REQUIRED TASK :: Among the records that follow, count the lines with the string "this"; report only that count.

Code that builds pages:
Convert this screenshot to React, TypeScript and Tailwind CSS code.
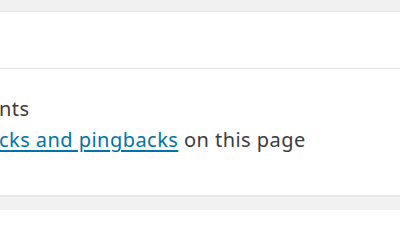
export default function App() {
  return (
    <div className="h-[210px] w-[400px] overflow-hidden bg-[#f1f1f1] pt-[11px] font-['Noto_Sans',sans-serif] text-[#3c3c3c]">
      <div className="border-y border-[#e5e5e5] bg-white shadow-[0_1px_1px_rgba(0,0,0,0.04)]">
        <div className="h-[57px] border-b border-[#e5e5e5]" />
        <div className="h-[126px] overflow-hidden pt-[25px] text-[20px] leading-[30px] tracking-[0.45px] whitespace-nowrap">
          <p className="-ml-[1px]">nts</p>
          <p className="-ml-[1px] mt-[1px]">
            <a href="#" className="text-[#0073aa] underline underline-offset-[3px]">cks and pingbacks</a> on this page
          </p>
        </div>
      </div>
    </div>
  );
}
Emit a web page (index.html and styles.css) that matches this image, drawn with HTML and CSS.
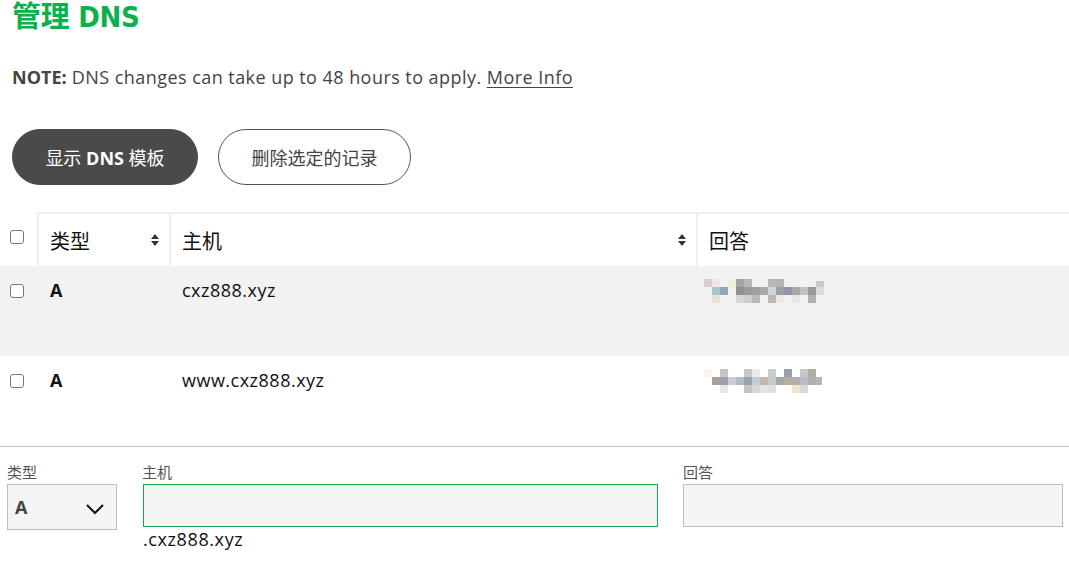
FILE: index.html
```html
<!DOCTYPE html>
<html lang="zh">
<head>
<meta charset="utf-8">
<title>管理 DNS</title>
<link rel="stylesheet" href="styles.css">
</head>
<body>
<div class="page">
  <h1 class="title">管理 DNS</h1>
  <p class="note"><b>NOTE:</b> DNS changes can take up to 48 hours to apply. <a href="#" class="more">More Info</a></p>
  <div class="actions">
    <button class="btn btn-dark">显示 <b>DNS</b> 模板</button>
    <button class="btn btn-outline">删除选定的记录</button>
  </div>
</div>

<div class="table">
  <div class="thead">
    <div class="cell c-check"><span class="cb"></span></div>
    <div class="cell c-type th">类型<svg class="sort" viewBox="0 0 8 12"><path d="M4 0 L8 5 H0 Z M0 7 H8 L4 12 Z"/></svg></div>
    <div class="cell c-host th">主机<svg class="sort" viewBox="0 0 8 12"><path d="M4 0 L8 5 H0 Z M0 7 H8 L4 12 Z"/></svg></div>
    <div class="cell c-ans th">回答</div>
  </div>
  <div class="row row-grey">
    <div class="cell c-check"><span class="cb"></span></div>
    <div class="cell c-type td"><b>A</b></div>
    <div class="cell c-host td">cxz888.xyz</div>
    <div class="cell c-ans td">
      <svg class="blur" width="128" height="24" viewBox="0 0 128 24">
        <rect x="0" y="0" width="8" height="8" fill="#d8d0cc"/>
        <rect x="8" y="0" width="8" height="8" fill="#eee9e6"/>
        <rect x="24" y="0" width="8" height="8" fill="#f3ece0"/>
        <rect x="32" y="0" width="8" height="8" fill="#a4a4ae"/>
        <rect x="40" y="0" width="8" height="8" fill="#b8b8b4"/>
        <rect x="64" y="0" width="8" height="8" fill="#b8b8b4"/>
        <rect x="72" y="0" width="8" height="8" fill="#b0b4b8"/>
        <rect x="80" y="0" width="8" height="8" fill="#eef0f2"/>
        <rect x="112" y="2" width="8" height="6" fill="#c8c8cc"/>
        <rect x="8" y="8" width="8" height="8" fill="#a8c4cc"/>
        <rect x="16" y="8" width="8" height="8" fill="#90a8c0"/>
        <rect x="32" y="8" width="8" height="8" fill="#909090"/>
        <rect x="40" y="8" width="8" height="8" fill="#9a9aa0"/>
        <rect x="48" y="8" width="8" height="8" fill="#a0a0a0"/>
        <rect x="56" y="8" width="8" height="8" fill="#a8a8a8"/>
        <rect x="64" y="8" width="8" height="8" fill="#d0d4d8"/>
        <rect x="72" y="8" width="8" height="8" fill="#9aa0a4"/>
        <rect x="80" y="8" width="8" height="8" fill="#9098a8"/>
        <rect x="88" y="8" width="8" height="8" fill="#a8a8a8"/>
        <rect x="96" y="8" width="8" height="8" fill="#c0c0c0"/>
        <rect x="104" y="8" width="8" height="8" fill="#9898a0"/>
        <rect x="112" y="8" width="8" height="8" fill="#d8dce0"/>
        <rect x="8" y="16" width="8" height="8" fill="#e8e0dc"/>
        <rect x="32" y="16" width="8" height="8" fill="#d8d8d8"/>
        <rect x="40" y="16" width="8" height="8" fill="#d0d0d0"/>
        <rect x="48" y="16" width="8" height="8" fill="#b8b8b8"/>
        <rect x="64" y="16" width="8" height="8" fill="#c0b8b8"/>
        <rect x="72" y="16" width="8" height="8" fill="#eaeaea"/>
        <rect x="88" y="16" width="8" height="8" fill="#e8e8e8"/>
        <rect x="104" y="16" width="8" height="8" fill="#b0b0b0"/>
      </svg>
    </div>
  </div>
  <div class="row">
    <div class="cell c-check"><span class="cb"></span></div>
    <div class="cell c-type td"><b>A</b></div>
    <div class="cell c-host td">www.cxz888.xyz</div>
    <div class="cell c-ans td">
      <svg class="blur" width="128" height="24" viewBox="0 0 128 24">
        <rect x="0" y="0" width="8" height="8" fill="#faf6ee"/>
        <rect x="16" y="0" width="8" height="8" fill="#ccc4c4"/>
        <rect x="40" y="0" width="8" height="8" fill="#c4c6cc"/>
        <rect x="48" y="0" width="8" height="8" fill="#e8ecf0"/>
        <rect x="64" y="0" width="8" height="8" fill="#c8cccc"/>
        <rect x="80" y="0" width="8" height="8" fill="#9a9cb0"/>
        <rect x="96" y="0" width="8" height="8" fill="#c8c8c8"/>
        <rect x="104" y="0" width="8" height="8" fill="#b0aca8"/>
        <rect x="8" y="8" width="8" height="8" fill="#a8a0a0"/>
        <rect x="16" y="8" width="8" height="8" fill="#a0a0a8"/>
        <rect x="24" y="8" width="8" height="8" fill="#c8ccd4"/>
        <rect x="32" y="8" width="8" height="8" fill="#b0bccc"/>
        <rect x="40" y="8" width="8" height="8" fill="#a0a0a8"/>
        <rect x="48" y="8" width="8" height="8" fill="#c4ccd8"/>
        <rect x="56" y="8" width="8" height="8" fill="#c4b8a8"/>
        <rect x="64" y="8" width="8" height="8" fill="#c0ccd0"/>
        <rect x="72" y="8" width="8" height="8" fill="#a8a8a8"/>
        <rect x="80" y="8" width="8" height="8" fill="#b8ac9c"/>
        <rect x="88" y="8" width="8" height="8" fill="#b0b0b0"/>
        <rect x="96" y="8" width="8" height="8" fill="#b8bcc8"/>
        <rect x="104" y="8" width="8" height="8" fill="#b0b0b0"/>
        <rect x="112" y="8" width="6" height="8" fill="#b4b4c4"/>
        <rect x="16" y="16" width="8" height="8" fill="#e8e8e8"/>
        <rect x="40" y="16" width="8" height="8" fill="#c8c4c4"/>
        <rect x="48" y="16" width="8" height="8" fill="#d8d8dc"/>
        <rect x="56" y="16" width="8" height="8" fill="#e4e4e8"/>
        <rect x="64" y="16" width="8" height="8" fill="#e0e0e0"/>
        <rect x="88" y="16" width="8" height="8" fill="#ece4cc"/>
        <rect x="96" y="16" width="8" height="8" fill="#d8d8d8"/>
      </svg>
    </div>
  </div>
</div>

<form class="form">
  <div class="field f-type">
    <label class="label">类型</label>
    <div class="select"><b>A</b><svg class="chev" viewBox="0 0 20 12"><path d="M2 2 L10 10 L18 2" fill="none" stroke="#111" stroke-width="2"/></svg></div>
  </div>
  <div class="field f-host">
    <label class="label">主机</label>
    <div class="input input-active"></div>
    <div class="suffix">.cxz888.xyz</div>
  </div>
  <div class="field f-ans">
    <label class="label">回答</label>
    <div class="input"></div>
  </div>
</form>
</body>
</html>
```
FILE: styles.css
```css
* { box-sizing: border-box; }
body {
  margin: 0;
  background: #fff;
  font-family: "Open Sans", "Noto Sans CJK SC", sans-serif;
  color: #111;
  overflow: hidden;
}
.page { padding: 0 0 0 12px; }
.title {
  margin: 0;
  height: 36px;
  font-family: "DejaVu Sans Condensed", "Noto Sans CJK SC", sans-serif;
  font-weight: 700;
  font-size: 29px;
  line-height: 34px;
  color: #0cb14b;
  letter-spacing: -0.3px;
}
.note {
  margin: 28px 0 0;
  font-size: 18px;
  line-height: 26px;
  color: #444;
  letter-spacing: 0.45px;
}
.note b { font-weight: 700; letter-spacing: 0; }
.more { color: #444; text-decoration: underline; text-underline-offset: 3px; }
.actions {
  display: flex;
  gap: 20px;
  margin-top: 39px;
}
.btn {
  height: 56px;
  border-radius: 28px;
  font-family: "Open Sans", "Noto Sans CJK SC", sans-serif;
  font-size: 18px;
  padding: 0;
}
.btn-dark {
  width: 186px;
  background: #4a4a4a;
  border: 1px solid #4a4a4a;
  color: #fff;
}
.btn-outline {
  width: 193px;
  background: #fff;
  border: 1px solid #555;
  color: #444;
}

.table { margin-top: 27px; }
.thead, .row { display: flex; }
.thead { height: 54px; }
.row { height: 90px; }
.row-grey { background: #f2f2f2; }
.row:last-child { border-bottom: 1px solid #c8c8c8; height: 91px; }
.cell { display: flex; }
.c-check { width: 37px; padding-left: 10px; }
.c-type { width: 132px; }
.c-host { width: 527px; }
.c-ans { flex: 1; }
.thead .c-check { align-items: center; padding-bottom: 4px; }
.th {
  border-top: 2px solid #eee;
  border-left: 2px solid #eee;
  align-items: center;
  font-size: 20px;
  padding-left: 11px;
  padding-right: 10px;
  justify-content: space-between;
  font-family: "Noto Sans CJK SC", sans-serif;
  color: #111;
}
.sort { width: 8px; height: 12px; fill: #333; }
.row .c-check { padding-top: 18px; }
.cb {
  display: block;
  width: 14px;
  height: 14px;
  border: 1px solid #767676;
  border-radius: 3px;
  background: #fff;
}
.td {
  padding-top: 12px;
  font-size: 18px;
  line-height: 24px;
  color: #111;
  letter-spacing: 0.5px;
}
.c-type.td { padding-left: 13px; }
.c-host.td { padding-left: 13px; }
.c-ans.td { padding-left: 8px; padding-top: 13px; }
.td b { font-weight: 700; }

.form {
  display: flex;
  padding: 15px 6px 0 7px;
}
.field { display: flex; flex-direction: column; }
.f-type { width: 110px; margin-right: 25px; }
.f-host { width: 516px; margin-right: 25px; }
.f-ans { flex: 1; }
.label {
  font-family: "Noto Sans CJK SC", sans-serif;
  font-size: 15px;
  line-height: 20px;
  color: #555;
  margin-bottom: 2px;
}
.select {
  height: 46px;
  background: #f5f5f5;
  border: 1px solid #bbb;
  display: flex;
  align-items: center;
  justify-content: space-between;
  padding: 0 11px 0 7px;
  font-size: 18px;
  color: #444;
}
.select b { font-weight: 700; }
.chev { width: 20px; height: 12px; margin-top: 4px; }
.input {
  height: 43px;
  background: #f5f5f5;
  border: 1px solid #bbb;
}
.input-active { border-color: #1aa551; }
.f-host .input { margin-left: 1px; }
.suffix {
  font-size: 18px;
  line-height: 24px;
  color: #111;
  margin-left: 1px;
  letter-spacing: 0.6px;
}
```
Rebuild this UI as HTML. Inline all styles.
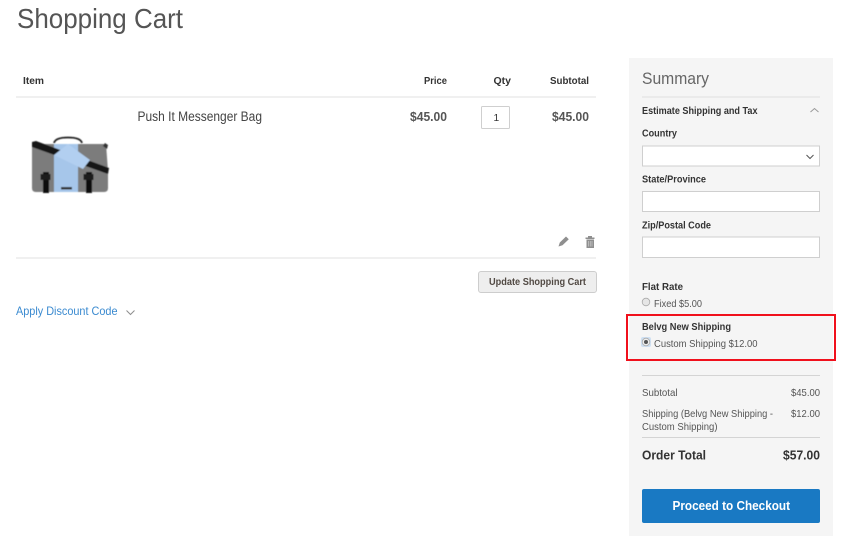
<!DOCTYPE html>
<html><head><meta charset="utf-8"><style>
html,body{margin:0;padding:0;background:#fff;width:850px;height:536px;overflow:hidden}
svg{display:block}
text{font-family:"Liberation Sans",sans-serif;fill:#333;font-size:10.200px}
.b{font-weight:bold}
</style></head><body>
<svg width="850" height="536" viewBox="0 0 850 536" xmlns="http://www.w3.org/2000/svg">
<defs><filter id="s" x="-5%" y="-5%" width="110%" height="110%"><feGaussianBlur stdDeviation=".55"/></filter></defs>
<rect x="629" y="58" width="204" height="478" fill="#f5f5f5"/>
<text x="17" y="28" style="font-size:28px;fill:#555" textLength="166" lengthAdjust="spacingAndGlyphs">Shopping Cart</text>

<text class="b" x="23" y="84" textLength="21" lengthAdjust="spacingAndGlyphs">Item</text>
<text class="b" x="424" y="84" textLength="23" lengthAdjust="spacingAndGlyphs">Price</text>
<text class="b" x="493.500" y="84" textLength="17.500" lengthAdjust="spacingAndGlyphs">Qty</text>
<text class="b" x="550" y="84" textLength="39" lengthAdjust="spacingAndGlyphs">Subtotal</text>
<rect x="16" y="96.500" width="580" height="1" fill="#e2e2e2"/>

<text x="137.500" y="121" style="font-size:13.500px;fill:#444" textLength="124.500" lengthAdjust="spacingAndGlyphs">Push It Messenger Bag</text>
<text class="b" x="410" y="121" style="font-size:13px;fill:#555" textLength="37" lengthAdjust="spacingAndGlyphs">$45.00</text>
<text class="b" x="552" y="121" style="font-size:13px;fill:#555" textLength="37" lengthAdjust="spacingAndGlyphs">$45.00</text>
<rect x="481.500" y="106.500" width="28" height="22" fill="#fff" stroke="#cfcfcf" rx="1"/>
<text x="493.500" y="121" textLength="5">1</text>

<!-- bag -->
<g filter="url(#s)">
<path d="M54 143 C55 139 60 137.500 68 137.500 C76 137.500 81 139 82 143" fill="none" stroke="#222" stroke-width="1.800"/>
<path d="M32 144 H106 L108 171 V188 Q108 192 104 192 H36 Q32 192 32 188Z" fill="#7b7b7b"/>
<rect x="54" y="144" width="24" height="48" fill="#a6c6ea"/>
<path d="M32 142 L36 141 L109 168 L108 174 L32 147Z" fill="#161616"/>
<path d="M54 155 L68 144 L90 160 L83 169Z" fill="#b2cff0"/>
<path d="M103 146 L105 143 L108 145 L107 149Z" fill="#333"/>
<rect x="43" y="172" width="6" height="21" fill="#111"/>
<rect x="40.500" y="174" width="10" height="6" fill="#1c1c1c"/>
<rect x="86" y="172" width="6" height="21" fill="#111"/>
<rect x="83.500" y="174" width="10" height="6" fill="#1c1c1c"/>
<rect x="61" y="187" width="11" height="2.500" fill="#333"/>
</g>

<!-- edit & trash -->
<path d="M558.500 246.500 L559.800 242.500 L566 236.500 L568.800 239.200 L562.500 245.300Z" fill="#8f8f8f"/>
<path d="M585.500 237.500 H594.500 V239 H585.500Z M588 236 H592 V237.500 H588Z" fill="#8f8f8f"/>
<path d="M586.500 239.500 H594 V248 H586.500Z" fill="#8f8f8f"/>
<path d="M588.500 241 V246.500 M590.200 241 V246.500 M592 241 V246.500" stroke="#d8d8d8" stroke-width=".6"/>

<rect x="16" y="257.500" width="580" height="1" fill="#e0e0e0"/>
<rect x="478.500" y="271.500" width="118" height="21" rx="2.500" fill="#eee" stroke="#cdcdcd"/>
<text class="b" x="489" y="285" style="font-size:10px;fill:#514943" textLength="97" lengthAdjust="spacingAndGlyphs">Update Shopping Cart</text>

<text x="16" y="315" style="font-size:12px;fill:#3a8ad0" textLength="101.500" lengthAdjust="spacingAndGlyphs">Apply Discount Code</text>
<path d="M126.500 310.500 L130.500 314.500 L134.500 310.500" fill="none" stroke="#8f8f8f" stroke-width="1"/>

<!-- summary -->
<text x="642" y="84" style="font-size:17px;fill:#666" textLength="67" lengthAdjust="spacingAndGlyphs">Summary</text>
<rect x="642" y="96.500" width="178" height="1" fill="#dedede"/>
<text class="b" x="642" y="114" style="font-size:10.200px" textLength="115.500" lengthAdjust="spacingAndGlyphs">Estimate Shipping and Tax</text>
<path d="M810.500 112 L814.500 108.500 L818.500 112" fill="none" stroke="#999" stroke-width="1"/>
<text class="b" x="642" y="136.500" textLength="35" lengthAdjust="spacingAndGlyphs">Country</text>
<rect x="642.500" y="146" width="177" height="20" fill="#fff" stroke="#cfcfcf"/>
<path d="M806.500 155 L810 158.500 L813.500 155" fill="none" stroke="#555" stroke-width="1"/>
<text class="b" x="642" y="182.500" textLength="64" lengthAdjust="spacingAndGlyphs">State/Province</text>
<rect x="642.500" y="191.500" width="177" height="20" fill="#fff" stroke="#cfcfcf"/>
<text class="b" x="642" y="228.500" textLength="69" lengthAdjust="spacingAndGlyphs">Zip/Postal Code</text>
<rect x="642.500" y="237" width="177" height="20.500" fill="#fff" stroke="#cfcfcf"/>

<text class="b" x="642" y="290" textLength="41" lengthAdjust="spacingAndGlyphs">Flat Rate</text>
<circle cx="646" cy="302" r="3.800" fill="#e6e6e6" stroke="#aaa" stroke-width=".8"/>
<text x="654" y="307" textLength="48" lengthAdjust="spacingAndGlyphs" style="fill:#555">Fixed $5.00</text>

<rect x="627" y="315" width="208" height="45" fill="none" stroke="#f0101c" stroke-width="2"/>
<text class="b" x="642" y="330" textLength="89" lengthAdjust="spacingAndGlyphs">Belvg New Shipping</text>
<rect x="641" y="337" width="10" height="10" rx="2" fill="#cfe0f2"/>
<circle cx="646" cy="342" r="3.800" fill="#eee" stroke="#aaa" stroke-width=".8"/>
<circle cx="646" cy="342" r="2" fill="#555"/>
<text x="654" y="347" textLength="103.500" lengthAdjust="spacingAndGlyphs" style="fill:#555">Custom Shipping $12.00</text>

<rect x="642" y="375" width="178" height="1" fill="#d4d4d4"/>
<text x="642" y="396" style="fill:#555" textLength="35.500" lengthAdjust="spacingAndGlyphs">Subtotal</text>
<text x="791" y="396" style="fill:#555" textLength="29" lengthAdjust="spacingAndGlyphs">$45.00</text>
<text x="642" y="417" style="fill:#555" textLength="131" lengthAdjust="spacingAndGlyphs">Shipping (Belvg New Shipping -</text>
<text x="791" y="417" style="fill:#555" textLength="29" lengthAdjust="spacingAndGlyphs">$12.00</text>
<text x="642" y="430" style="fill:#555" textLength="75.500" lengthAdjust="spacingAndGlyphs">Custom Shipping)</text>
<rect x="642" y="437" width="178" height="1" fill="#d4d4d4"/>
<text class="b" x="642" y="459.500" style="font-size:13px" textLength="64" lengthAdjust="spacingAndGlyphs">Order Total</text>
<text class="b" x="783" y="459.500" style="font-size:13px" textLength="37" lengthAdjust="spacingAndGlyphs">$57.00</text>

<rect x="642" y="489" width="178" height="34" rx="2" fill="#1979c3"/>
<text class="b" x="672.500" y="510" style="font-size:12.500px;fill:#fff" textLength="117.500" lengthAdjust="spacingAndGlyphs">Proceed to Checkout</text>
</svg>
</body></html>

RIGHT ANSWER :: 4